Member of the Kentucky House of Representatives from the 73rd district
- In office January 1, 2011 – January 1, 2019
- Preceded by: Don Pasley
- Succeeded by: Les Yates

Personal details
- Born: July 18, 1955 (age 71) Lexington, Kentucky
- Party: Republican
- Spouse: Bob Mayfield
- Alma mater: Lexington Community College
- Occupation: Administrative Officer, United States Marshals Service, Ret.

= Donna Mayfield =

American politician

Donna Mayfield (born July 18, 1955) is a former Republican politician who represented district 73 in the Kentucky House of Representatives from 2011 to 2019. She was the first woman elected to represent Clark County in the Kentucky General Assembly. She did not seek reelection in 2018.

==Background==

Donna Mayfield was born in Lexington, Kentucky, where she graduated from Bryan Station High School in 1973 and attended Lexington Community College (now Bluegrass Community and Technical College). She began working at the U.S. Attorney's Office in June 1973, and transferred to the United States Marshals Service in Lexington in June 1975. She worked at the United States Marshals Service until retiring as Administrative Officer in September 2001 and was awarded the U.S. Marshals Service Director's Special Achievement Award in 1987. In 2007 she came out of retirement to work at the Clark County Sheriff's Office in Winchester, Kentucky, where she worked until she was elected as the Kentucky State Representative for Kentucky House District 73.

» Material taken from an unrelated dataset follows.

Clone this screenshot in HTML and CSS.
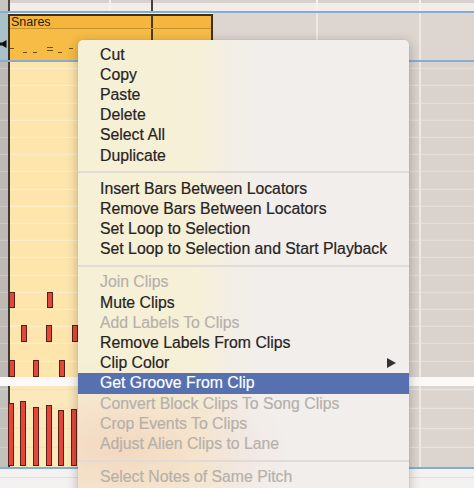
FILE: index.html
```html
<!DOCTYPE html>
<html>
<head>
<meta charset="utf-8">
<link rel="stylesheet" href="styles.css">
</head>
<body>
<div class="daw">
  <div class="band ruler">
    <div class="head ruler-head"></div>
    <div class="ruler-body"></div>
  </div>
  <div class="blue-line"></div>
  <div class="band track">
    <div class="head track-head">
      <svg class="spk" width="7" height="8" viewBox="0 0 7 8"><path d="M0 2.5H2.2L6.5 0V8L2.2 5.5H0Z" fill="#111"/></svg>
    </div>
    <div class="clip">
      <div class="clip-title">Snares</div>
      <div class="clip-body">
        <span class="dash" style="left:0px;top:19px"></span>
        <span class="dash" style="left:13px;top:23px"></span>
        <span class="dash" style="left:23px;top:23px"></span>
        <span class="dash wide" style="left:37px;top:18px"></span>
        <span class="dash wide" style="left:37px;top:21px"></span>
        <span class="dash" style="left:48px;top:23px"></span>
        <span class="dash" style="left:59px;top:19px"></span>
      </div>
    </div>
    <div class="rest track-rest"></div>
  </div>
  <div class="blue-line"></div>
  <div class="band lane">
    <div class="head lane-head"></div>
    <div class="lane-clip">
      <span class="note" style="left:-1px;top:230px;height:16px"></span>
      <span class="note" style="left:37px;top:230px;height:16px"></span>
      <span class="note" style="left:11px;top:263px;height:17px"></span>
      <span class="note" style="left:36px;top:263px;height:17px"></span>
      <span class="note" style="left:62px;top:263px;height:17px"></span>
      <span class="note" style="left:-1px;top:298px;height:17px"></span>
      <span class="note" style="left:23px;top:298px;height:17px"></span>
      <span class="note" style="left:49px;top:298px;height:17px"></span>
      <span class="note" style="left:75px;top:298px;height:17px"></span>
    </div>
    <div class="rest lane-rest"></div>
  </div>
  <div class="white-band"></div>
  <div class="band vel">
    <div class="head vel-head"></div>
    <div class="vel-clip">
      <span class="bar" style="left:-2px;top:17px"></span>
      <span class="bar" style="left:10px;top:15px"></span>
      <span class="bar" style="left:23px;top:21px"></span>
      <span class="bar" style="left:36px;top:19px"></span>
      <span class="bar" style="left:48px;top:24px"></span>
      <span class="bar" style="left:61px;top:23px"></span>
      <span class="bar" style="left:86px;top:20px"></span>
    </div>
    <div class="rest vel-rest"></div>
  </div>
  <div class="blue-line"></div>
  <div class="footer"></div>

  <div class="menu">
    <div class="item">Cut</div>
    <div class="item">Copy</div>
    <div class="item">Paste</div>
    <div class="item">Delete</div>
    <div class="item">Select All</div>
    <div class="item">Duplicate</div>
    <div class="sep"></div>
    <div class="item">Insert Bars Between Locators</div>
    <div class="item">Remove Bars Between Locators</div>
    <div class="item">Set Loop to Selection</div>
    <div class="item">Set Loop to Selection and Start Playback</div>
    <div class="sep"></div>
    <div class="item dis">Join Clips</div>
    <div class="item">Mute Clips</div>
    <div class="item dis">Add Labels To Clips</div>
    <div class="item">Remove Labels From Clips</div>
    <div class="item">Clip Color<span class="arrow"></span></div>
    <div class="item sel">Get Groove From Clip</div>
    <div class="item dis">Convert Block Clips To Song Clips</div>
    <div class="item dis">Crop Events To Clips</div>
    <div class="item dis">Adjust Alien Clips to Lane</div>
    <div class="sep"></div>
    <div class="item dis">Select Notes of Same Pitch</div>
  </div>
</div>
</body>
</html>
```

FILE: styles.css
```css
* { box-sizing: border-box; }
html, body { margin: 0; padding: 0; }
body {
  width: 474px;
  height: 488px;
  overflow: hidden;
  background: #f4f2f0;
  font-family: "Liberation Sans", Arial, sans-serif;
}
.daw {
  position: relative;
  width: 474px;
  height: 488px;
  overflow: hidden;
  background: #f4f2f0;
}
.band { display: flex; }
.head { width: 8px; flex: none; }

/* ruler */
.ruler { height: 11px; }
.ruler-head { background: #c9c5c2; }
.ruler-body {
  flex: 1;
  border-left: 2px solid #4a4642;
  background-origin: border-box;
  background-image:
    linear-gradient(to right, transparent 143px, #4a4036 143px, #4a4036 145px, transparent 145px),
    linear-gradient(to right, transparent 101px, #f6f2ee 101px, #f6f2ee 103px, transparent 103px),
    linear-gradient(to right, transparent 308px, #f6f2ee 308px, #f6f2ee 310px, transparent 310px),
    linear-gradient(to right, transparent 411px, #f6f2ee 411px, #f6f2ee 413px, transparent 413px),
    linear-gradient(to bottom, #d8d2ce 0, #d8d2ce 3px, #f2ede8 3px, #f2ede8 100%);
}
.blue-line { height: 2px; background: #84acd7; }

/* track with clip */
.track { height: 47px; }
.track-head {
  background: #a9c1c8;
  display: flex;
  align-items: flex-start;
  padding-top: 27px;
}
.spk { display: block; }
.clip {
  width: 205px;
  flex: none;
  margin-top: 1px;
  border: 2px solid #3b3122;
  border-bottom: 0;
  display: flex;
  flex-direction: column;
}
.clip-title {
  height: 13px;
  background: #f4b63b linear-gradient(to right, transparent 141px, #4a3a22 141px, #4a3a22 143px, transparent 143px);
  border-bottom: 1px solid #c4922f;
  font-size: 12.5px;
  line-height: 12px;
  color: #2a2010;
  padding-left: 1px;
}
.clip-body {
  flex: 1;
  position: relative;
  background: #f6bc46 linear-gradient(to right, transparent 141px, #4a3a22 141px, #4a3a22 143px, transparent 143px);
}
.dash {
  position: absolute;
  width: 4px;
  height: 1px;
  background: #6a4e1e;
}
.dash.wide { width: 6px; }
.rest {
  flex: 1;
  background-image:
    linear-gradient(to right, transparent 103px, #eee9e5 103px, #eee9e5 105px, transparent 105px),
    linear-gradient(to right, transparent 206px, #eee9e5 206px, #eee9e5 208px, transparent 208px);
}
.track-rest { background-color: #dcd5d0; }

/* note lane */
.lane { height: 315px; }
.lane-head {
  background: #beb9b5 repeating-linear-gradient(to bottom, transparent 0, transparent 16.2px, #cfcac6 16.2px, #cfcac6 17.2px);
  background-position: 0 -10.2px;
}
.lane-clip {
  width: 205px;
  flex: none;
  position: relative;
  border-left: 2px solid #3c3a37;
  background: #fde5ab repeating-linear-gradient(to bottom, transparent 0, transparent 16.2px, #fdf0d0 16.2px, #fdf0d0 17.2px);
  background-position: 0 -10.2px;
}
.lane-rest {
  background-color: #d9d2cd;
  background-image:
    linear-gradient(to right, transparent 103px, #eee9e5 103px, #eee9e5 105px, transparent 105px),
    linear-gradient(to right, transparent 206px, #eee9e5 206px, #eee9e5 208px, transparent 208px),
    repeating-linear-gradient(to bottom, transparent 0, transparent 16.2px, #e8e2de 16.2px, #e8e2de 17.2px);
  background-position: 0 0, 0 0, 0 -10.2px;
}
.note {
  position: absolute;
  width: 6px;
  background: #e2483a;
  border: 1px solid #5a1e14;
}
.white-band { height: 9px; background: #fbfaf9; }

/* velocity lane */
.vel { height: 81px; }
.vel-head {
  background: #c4c0bc repeating-linear-gradient(to bottom, transparent 0, transparent 18.2px, #d4d0cc 18.2px, #d4d0cc 19.2px);
  background-position: 0 -15.2px;
}
.vel-clip {
  width: 205px;
  flex: none;
  position: relative;
  border-left: 2px solid #3c3a37;
  background: #fbe8bb repeating-linear-gradient(to bottom, transparent 0, transparent 18.2px, #f3dfb3 18.2px, #f3dfb3 19.2px);
  background-position: 0 -15.2px;
}
.vel-rest {
  background-color: #dbd4cf;
  background-image:
    linear-gradient(to right, transparent 103px, #eee9e5 103px, #eee9e5 105px, transparent 105px),
    linear-gradient(to right, transparent 206px, #eee9e5 206px, #eee9e5 208px, transparent 208px),
    repeating-linear-gradient(to bottom, transparent 0, transparent 18.2px, #ebe6e2 18.2px, #ebe6e2 19.2px);
  background-position: 0 0, 0 0, 0 -15.2px;
}
.bar {
  position: absolute;
  width: 6px;
  bottom: 1px;
  background: #e2483a;
  border: 1px solid #5a1e14;
}
.footer {
  height: 19px;
  background: #f4f2f0 linear-gradient(to bottom, transparent 8px, #e4e0dd 8px, #e4e0dd 9px, transparent 9px);
}

/* context menu */
.menu {
  position: absolute;
  left: 78px;
  top: 40px;
  width: 331px;
  padding: 4.6px 0 24px;
  border-radius: 5px;
  background:
    radial-gradient(ellipse 170px 90px at 40px 410px, rgba(238, 170, 150, 0.35), rgba(238, 170, 150, 0)),
    linear-gradient(to right, #f6f0d7 0, #f6f0d8 120px, #f3eee6 155px, #f2eeeb 180px, #f2eeeb 100%);
  box-shadow: 0 3px 12px rgba(50, 35, 25, 0.32), 0 0 1px rgba(0, 0, 0, 0.2);
}
.item {
  height: 20.2px;
  line-height: 20.2px;
  padding: 0 13px 0 22px;
  font-size: 15.8px;
  color: #27231f;
  -webkit-text-stroke: 0.2px currentColor;
  white-space: nowrap;
  display: flex;
  align-items: center;
  justify-content: space-between;
}
.item.dis { color: #b6b0ab; }
.item.sel { background: #5670b0; color: #ffffff; }
.sep {
  height: 13px;
  display: flex;
  align-items: center;
}
.sep::before {
  content: "";
  flex: 1;
  height: 2px;
  background: #e1dbd6;
}
.arrow {
  width: 0;
  height: 0;
  border-left: 9px solid #333;
  border-top: 5px solid transparent;
  border-bottom: 5px solid transparent;
}
```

Mayfield is a member of Calvary Christian Church and the Winchester Chamber of Commerce.

==Political career==

===2010 election===

In January 2010, first-time candidate Donna Mayfield announced that she would run for the Kentucky House of Representatives for the 73rd House District. At the time, the district was represented by four-term incumbent State Representative Don Pasley (D-Clark).

Both candidates were uncontested in the May primary races for their respective party nominations.

As the general election approached, both parties expected the political environment to be more favorable to the Republican candidates. Yet as late as October 20, 2010, the Richmond Register stated that incumbent Don Pasley as favored to win re-election, and Kentucky House Speaker Greg Stumbo did not list Pasley as a candidate he believed was among those Democrats especially targeted by Republicans as vulnerable. Kentucky House Minority Leader Jeff Hoover did note that Mayfield was "turning out to be a good campaigner." So it was considered an upset when Mayfield won the general election on November 2, 2010, garnering 53.11% to Pasley's 46.89% of the vote. The 73rd District includes all of Clark County and part of Madison County, making Mayfield the first female state legislator elected to represent Clark County.

In January 2011, Mayfield was sworn into office and appointed to serve on the House Committees on Education, Transportation, and Economic Development, and Interim Subcommittee on Postsecondary Education.

===2012 election===

Donna Mayfield ran for reelection to the Kentucky House of Representatives for the 73rd House District. She faced Democratic challenger JoEllen Reed in the General Election in November. Both candidates were uncontested in the May primary races for their respective party nominations.

===Animal protection===
In 2015, Mayfield came under fire for tacking an unrelated amendment requiring fetal ultrasounds onto KY HB 177, a bill designed to assure that animals in Kentucky have adequate shelter. Kentucky has been rated the worst state for animal protection for seven years in a row, and is projected to 'win' this rating for year eight.